From 92912e8487288c19d4cb12af11cc8e12e16cbed7 Mon Sep 17 00:00:00 2001
From: Aron <aron@petau.net>
Date: Thu, 8 Jan 2026 21:04:43 +0100
Subject: [PATCH] upd gewobag

---
 .env.example                       |   5 +
 handlers/gewobag_handler.py        |  73 ++++++++++
 handlers/wgcompany_notifier.py     |  17 ++-
 helper_functions/merge_all_data.py | 210 +++++++++++++++++++++++++++++
 4 files changed, 300 insertions(+), 5 deletions(-)
 create mode 100644 helper_functions/merge_all_data.py

diff --git a/.env.example b/.env.example
index 696dc2b..bd1e076 100644
--- a/.env.example
+++ b/.env.example
@@ -24,6 +24,9 @@ FORM_PERSONS=2
 FORM_ADULTS=1
 FORM_CHILDREN=0
 FORM_INCOME=2500
+FORM_WBS_VALID_UNTIL=26.11.2026
+FORM_WBS_TYPE=WBS 100
+FORM_WBS_ROOMS=1
 
 # WGcompany.de Search Filters (optional)
 WGCOMPANY_ENABLED=true
@@ -32,3 +35,5 @@ WGCOMPANY_MAX_SIZE=
 WGCOMPANY_MIN_PRICE=
 WGCOMPANY_MAX_PRICE=
 WGCOMPANY_BEZIRK=0
+WGCOMPANY_AGE=
+WGCOMPANY_SMOKER=
diff --git a/handlers/gewobag_handler.py b/handlers/gewobag_handler.py
index b48bfe6..882d24f 100644
--- a/handlers/gewobag_handler.py
+++ b/handlers/gewobag_handler.py
@@ -236,10 +236,83 @@ class GewobagHandler(BaseHandler):
                         if wbs_ja:
                             await wbs_ja.click()
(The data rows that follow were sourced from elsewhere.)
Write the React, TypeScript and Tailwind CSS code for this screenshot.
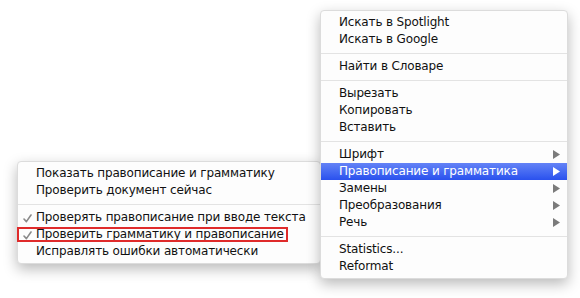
import React from "react";

type Entry = { label?: string; sub?: boolean; active?: boolean; checked?: boolean; sep?: boolean };

const mainItems: Entry[] = [
  { label: "Искать в Spotlight" },
  { label: "Искать в Google" },
  { sep: true },
  { label: "Найти в Словаре" },
  { sep: true },
  { label: "Вырезать" },
  { label: "Копировать" },
  { label: "Вставить" },
  { sep: true },
  { label: "Шрифт", sub: true },
  { label: "Правописание и грамматика", sub: true, active: true },
  { label: "Замены", sub: true },
  { label: "Преобразования", sub: true },
  { label: "Речь", sub: true },
  { sep: true },
  { label: "Statistics..." },
  { label: "Reformat" },
];

const subItems: Entry[] = [
  { label: "Показать правописание и грамматику" },
  { label: "Проверить документ сейчас" },
  { sep: true },
  { label: "Проверять правописание при вводе текста", checked: true },
  { label: "Проверить грамматику и правописание", checked: true },
  { label: "Исправлять ошибки автоматически" },
];

const Arrow = ({ white }: { white?: boolean }) => (
  <svg width="7" height="9" viewBox="0 0 7 9" className="absolute right-[7px] top-[4px]">
    <path d="M0 0 L7 4.5 L0 9 Z" fill={white ? "#ffffff" : "#7b7b7b"} />
  </svg>
);

const Check = () => (
  <svg width="9" height="9" viewBox="0 0 9 9" className="absolute left-[5px] top-[5px]">
    <path d="M1 5 L3.4 7.6 L8 1" fill="none" stroke="#8a8a8a" strokeWidth="1.6" strokeLinecap="round" strokeLinejoin="round" />
  </svg>
);

const Row = ({ item }: { item: Entry }) => {
  if (item.sep) {
    return (
      <div className="h-[10px] flex items-center">
        <div className="h-px w-full bg-[#e3e3e3]" />
      </div>
    );
  }
  return (
    <div
      className={`relative h-[17px] flex items-center pl-[18px] whitespace-nowrap ${
        item.active ? "bg-linear-to-b from-[#6482f6] to-[#2a50ee] text-white" : "text-[#111]"
      }`}
    >
      {item.checked && <Check />}
      {item.label}
      {item.sub && <Arrow white={item.active} />}
    </div>
  );
};

export default function App() {
  return (
    <div
      className="relative w-[580px] h-[298px] bg-white overflow-hidden text-[12px] leading-[17px] tracking-[-0.15px]"
      style={{ fontFamily: '"DejaVu Sans", "Noto Sans", sans-serif' }}
    >
      {/* submenu */}
      <div className="absolute left-[17px] top-[161px] w-[304px] py-[3px] bg-[#fdfdfd] rounded-[4px] border border-[#dcdcdc] shadow-[0_5px_14px_rgba(0,0,0,0.28)] z-0">
        {subItems.map((item, i) => (
          <Row key={i} item={item} />
        ))}
        <div className="absolute left-[-1px] top-[65px] w-[271px] h-[15px] border-2 border-[#df2b2b]" />
      </div>

      {/* main context menu */}
      <div className="absolute left-[320px] top-[10px] w-[248px] py-[3px] bg-[#fdfdfd] rounded-[4px] border border-[#dcdcdc] shadow-[0_5px_14px_rgba(0,0,0,0.28)] z-10">
        {mainItems.map((item, i) => (
          <Row key={i} item={item} />
        ))}
      </div>
    </div>
  );
}
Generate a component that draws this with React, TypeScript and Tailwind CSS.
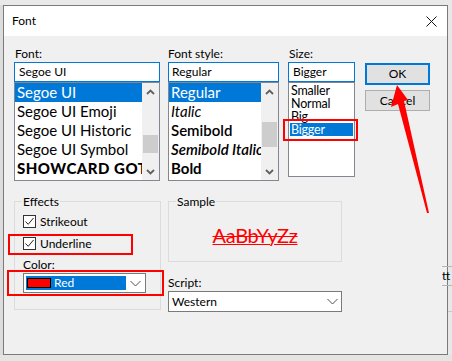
import type { ReactNode } from "react";

const ui = "[font-family:'Lato','Noto_Sans',sans-serif]";

function Chevron({ up }: { up?: boolean }) {
  return (
    <svg width="9" height="6" viewBox="0 0 9 6" className="text-[#606060]">
      <path
        d={up ? "M1 5 L4.5 1.5 L8 5" : "M1 1 L4.5 4.5 L8 1"}
        fill="none"
        stroke="currentColor"
        strokeWidth="1.8"
      />
    </svg>
  );
}

function ComboChevron() {
  return (
    <svg width="11" height="7" viewBox="0 0 11 7" className="text-[#505050]">
      <path d="M0.5 1 L5.5 6 L10.5 1" fill="none" stroke="currentColor" strokeWidth="1" />
    </svg>
  );
}

function Scrollbar({ thumbTop, thumbH }: { thumbTop: number; thumbH: number }) {
  return (
    <div className="w-[17px] shrink-0 bg-[#f0f0f0] flex flex-col">
      <div className="h-[17px] flex items-center justify-center">
        <Chevron up />
      </div>
      <div className="flex-1 flex flex-col">
        <div style={{ height: thumbTop }} />
        <div className="mx-[1px] bg-[#cdcdcd]" style={{ height: thumbH }} />
      </div>
      <div className="h-[17px] flex items-center justify-center">
        <Chevron />
      </div>
    </div>
  );
}

function Item({ sel, className, children }: { sel?: boolean; className?: string; children: ReactNode }) {
  return (
    <div
      className={`h-[19px] leading-[19px] text-[15px] pl-[2px] whitespace-nowrap overflow-hidden ${
        sel ? "bg-[#0078d7] text-white" : "text-black"
      } ${className ?? ""}`}
    >
      {children}
    </div>
  );
}

function Check({ label }: { label: string }) {
  return (
    <div className="h-[15px] flex items-center gap-[4px]">
      <div className="w-[13px] h-[13px] border border-[#333] bg-white flex items-center justify-center">
        <svg width="11" height="11" viewBox="0 0 11 11">
          <path d="M1.5 5.5 L4.2 8.3 L9.5 2" fill="none" stroke="#222" strokeWidth="1" />
        </svg>
      </div>
      <span className="text-[12px] leading-[15px]">{label}</span>
    </div>
  );
}

export default function App() {
  return (
    <div className={`relative w-[452px] h-[361px] overflow-hidden bg-[#e4e4e4] ${ui} text-black`}>
      <div className="h-[5px] bg-[#e9e9e9]" />
      <div className="flex h-[350px]">
        <div className="w-[3px] bg-[#dcdcdc]" />
        <div className="w-[445px] border border-[#7a7a7a] flex flex-col">
          {/* title bar */}
          <div className="h-[30px] shrink-0 bg-white flex items-center justify-between pl-[8px] pr-[10px]">
            <span className="text-[12px]">Font</span>
            <svg width="11" height="11" viewBox="0 0 11 11">
              <path d="M0.5 0.5 L10.5 10.5 M10.5 0.5 L0.5 10.5" stroke="#111" strokeWidth="1" />
            </svg>
          </div>

          {/* body */}
          <div className="flex-1 bg-[#f0f0f0] pl-[10px] pt-[10px]">
            <div className="flex items-start">
              {/* Font */}
              <div className="w-[146px]">
                <div className="h-[16px] leading-[16px] text-[12px] pl-[1px]">Font:</div>
                <div className="h-[20px] border border-[#0078d7] bg-white text-[12px] leading-[18px] pl-[4px]">
                  Segoe UI
                </div>
                <div className="h-[99px] border border-[#828790] bg-white flex">
                  <div className="flex-1 min-w-0 overflow-hidden">
                    <Item sel>Segoe UI</Item>
                    <Item>Segoe UI Emoji</Item>
                    <Item>Segoe UI Historic</Item>
                    <Item>Segoe UI Symbol</Item>
                    <Item className="font-black uppercase tracking-[0.5px] text-[14px]">Showcard Gothic</Item>
                  </div>
                  <Scrollbar thumbTop={35} thumbH={18} />
                </div>
              </div>

              {/* Font style */}
              <div className="w-[111px] ml-[8px]">
                <div className="h-[16px] leading-[16px] text-[12px]">Font style:</div>
                <div className="h-[20px] border border-[#0078d7] bg-white text-[12px] leading-[18px] pl-[3px]">
                  Regular
                </div>
                <div className="h-[99px] border border-[#828790] bg-white flex">
                  <div className="flex-1 min-w-0 overflow-hidden">
                    <Item sel>Regular</Item>
                    <Item className="italic">Italic</Item>
                    <Item className="font-semibold">Semibold</Item>
                    <Item className="font-semibold italic">Semibold Italic</Item>
                    <Item className="font-bold">Bold</Item>
                  </div>
                  <Scrollbar thumbTop={22} thumbH={25} />
                </div>
              </div>

              {/* Size */}
              <div className="w-[67px] ml-[9px]">
                <div className="h-[16px] leading-[16px] text-[12px] pl-[1px]">Size:</div>
                <div className="h-[20px] border border-[#0078d7] bg-white text-[12px] leading-[18px] pl-[4px]">
                  Bigger
                </div>
                <div className="h-[95px] border border-[#828790] bg-white pt-[1px] px-[1px] text-[12.5px] leading-[13px] tracking-[-0.2px]">
                  <div className="h-[13px] pl-[1px]">Smaller</div>
                  <div className="h-[13px] pl-[1px]">Normal</div>
                  <div className="h-[13px] pl-[1px]">Big</div>
                  <div className="h-[13px] pl-[1px] bg-[#0078d7] text-white">Bigger</div>
                </div>
              </div>

              {/* Buttons */}
              <div className="w-[65px] ml-[10px] pt-[17px] flex flex-col">
                <div className="h-[22px] border-2 border-[#0078d7] bg-[#e1e1e1] flex items-center justify-center text-[12px]">
                  OK
                </div>
                <div className="h-[21px] mt-[5px] border border-[#adadad] bg-[#e1e1e1] flex items-center justify-center text-[12px]">
                  Cancel
                </div>
              </div>
            </div>

            <div className="flex items-start mt-[13px]">
              {/* Effects */}
              <fieldset className="w-[147px] h-[116px] border border-[#dcdcdc] pl-[8px]">
                <legend className="-ml-[1px] px-[1px] text-[12px] leading-[15px]">Effects</legend>
                <div className="mt-[5px]">
                  <Check label="Strikeout" />
                </div>
                <div className="mt-[7px]">
                  <Check label="Underline" />
                </div>
                <div className="mt-[6px] h-[15px] leading-[15px] text-[12px]">Color:</div>
                <div className="mt-[1px] w-[123px] h-[20px] border border-[#7a7a7a] bg-white flex items-center pl-[2px] pr-[4px]">
                  <div className="w-[100px] h-[14px] bg-[#0078d7] flex items-center pl-[1px] gap-[3px]">
                    <div className="w-[24px] h-[10px] bg-[#ff0000] border border-black" />
                    <span className="text-white text-[12px] leading-[14px]">Red</span>
                  </div>
                  <div className="flex-1 flex justify-end">
                    <ComboChevron />
                  </div>
                </div>
              </fieldset>

              {/* Sample + Script */}
              <div className="w-[174px] ml-[7px]">
                <fieldset className="h-[68px] border border-[#dcdcdc] flex items-center justify-center">
                  <legend className="ml-[7px] px-[1px] text-[12px] leading-[15px]">Sample</legend>
                  <div className="h-[50px] flex items-center justify-center">
                    <span className="text-[#ff0000] text-[20px] tracking-[-0.3px] [text-decoration-line:underline_line-through] [text-decoration-thickness:1px]">
                      AaBbYyZz
                    </span>
                  </div>
                </fieldset>
                <div className="mt-[13px] h-[16px] leading-[16px] text-[12px]">Script:</div>
                <div className="h-[21px] border border-[#7a7a7a] bg-white flex items-center justify-between pl-[3px] pr-[3px] text-[12px]">
                  <span>Western</span>
                  <ComboChevron />
                </div>
              </div>
            </div>
          </div>
        </div>
        <div className="flex-1 bg-[#e8e8e8] flex flex-col">
          <div className="h-[261px]" />
          <div className="h-[20px] border-y border-[#b5b5b5] text-[12px] leading-[18px] -ml-[6px] overflow-hidden">tt</div>
          <div className="h-[26px] border-b border-[#c8c8c8]" />
        </div>
      </div>
      <div className="h-[6px] bg-[#e4e4e4]" />

      {/* red annotations */}
      <div className="absolute left-[283px] top-[119px] w-[75px] h-[22px] border-2 border-[#ff0000]" />
      <div className="absolute left-[8px] top-[234px] w-[125px] h-[21px] border-2 border-[#ff0000]" />
      <div className="absolute left-[7px] top-[270px] w-[157px] h-[26px] border-2 border-[#ff0000]" />
      <svg className="absolute left-0 top-0" width="452" height="361" viewBox="0 0 452 361">
        <polygon points="397,85 391,107 398,104 427,213 429,213 404,101 408,100" fill="#ff0000" />
      </svg>
    </div>
  );
}
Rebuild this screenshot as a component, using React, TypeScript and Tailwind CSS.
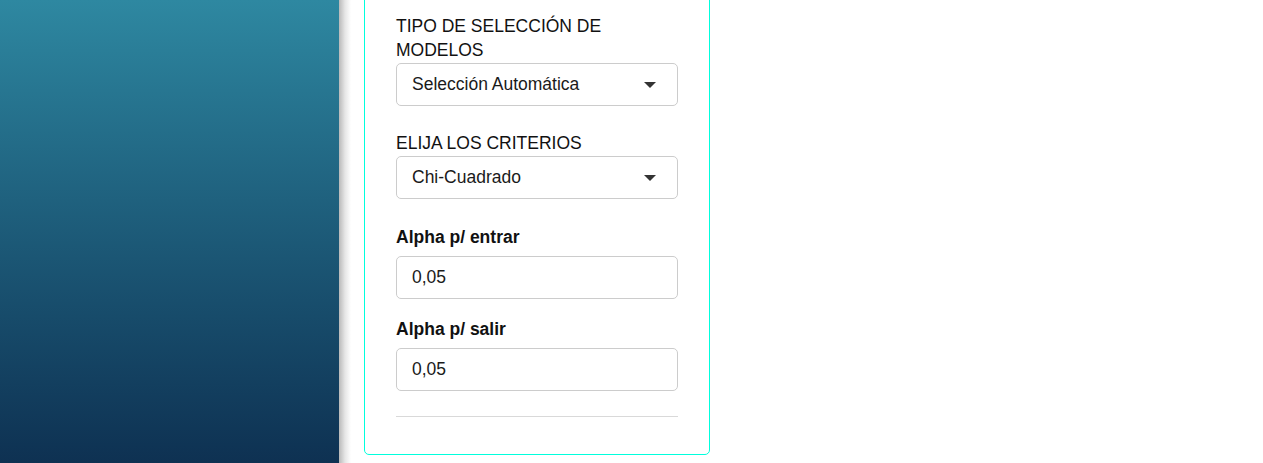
import { useState } from 'react'

function Caret() {
  return (
    <svg width="12" height="6" viewBox="0 0 12 6" className="shrink-0">
      <path d="M0 0h12L6 6z" fill="#333" />
    </svg>
  )
}

function FakeSelect({ value }: { value: string }) {
  return (
    <div className="h-[43px] w-full flex items-center justify-between border border-[#cccccc] rounded-[5px] bg-white pl-[15px] pr-[21px] text-[#1a1a1a]">
      <span>{value}</span>
      <Caret />
    </div>
  )
}

export default function App() {
  const [alphaIn, setAlphaIn] = useState('0,05')
  const [alphaOut, setAlphaOut] = useState('0,05')

  return (
    <div
      className="flex h-[463px] w-full overflow-hidden bg-white text-[17.5px]"
      style={{ fontFamily: '"Liberation Sans", Arial, sans-serif' }}
    >
      {/* sidebar */}
      <div className="w-[339px] shrink-0 bg-gradient-to-b from-[#2e88a1] to-[#0e3152]" />
      <div className="w-[12px] shrink-0 bg-gradient-to-r from-[#b9b9b9] via-[#e6e6e6] to-white" />

      <div className="pl-[13px]">
        <div className="-mt-[19px] w-[346px] border border-[#00ffdd] rounded-[5px] bg-white px-[31px] pt-[32px] pb-[37px]">
          <div className="leading-[24px] text-[#111]">TIPO DE SELECCIÓN DE MODELOS</div>
          <div className="mt-[1px]">
            <FakeSelect value="Selección Automática" />
          </div>

          <div className="mt-[25px] leading-[24px] text-[#111]">ELIJA LOS CRITERIOS</div>
          <div className="mt-[1px]">
            <FakeSelect value="Chi-Cuadrado" />
          </div>

          <div className="mt-[26px] leading-[24px] font-bold text-[#111]">Alpha p/ entrar</div>
          <input
            value={alphaIn}
            onChange={e => setAlphaIn(e.target.value)}
            className="mt-[7px] block h-[43px] w-full border border-[#cccccc] rounded-[5px] pl-[15px] text-[#1a1a1a] outline-none"
          />

          <div className="mt-[18px] leading-[24px] font-bold text-[#111]">Alpha p/ salir</div>
          <input
            value={alphaOut}
            onChange={e => setAlphaOut(e.target.value)}
            className="mt-[7px] block h-[43px] w-full border border-[#cccccc] rounded-[5px] pl-[15px] text-[#1a1a1a] outline-none"
          />

          <hr className="mt-[25px] border-t border-[#d9d9d9]" />
        </div>
      </div>
    </div>
  )
}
                             logger.info("[GEWOBAG] Selected WBS: Ja")
+                            await asyncio.sleep(1)  # Wait for conditional WBS fields to appear
+
+                            # Save debug HTML after WBS fields are visible
+                            try:
+                                html_content = await iframe_page.content()
+                                debug_html_path = DATA_DIR / f"gewobag_wbs_fields_{listing['id']}.html"
+                                with open(debug_html_path, "w", encoding="utf-8") as f:
+                                    f.write(html_content)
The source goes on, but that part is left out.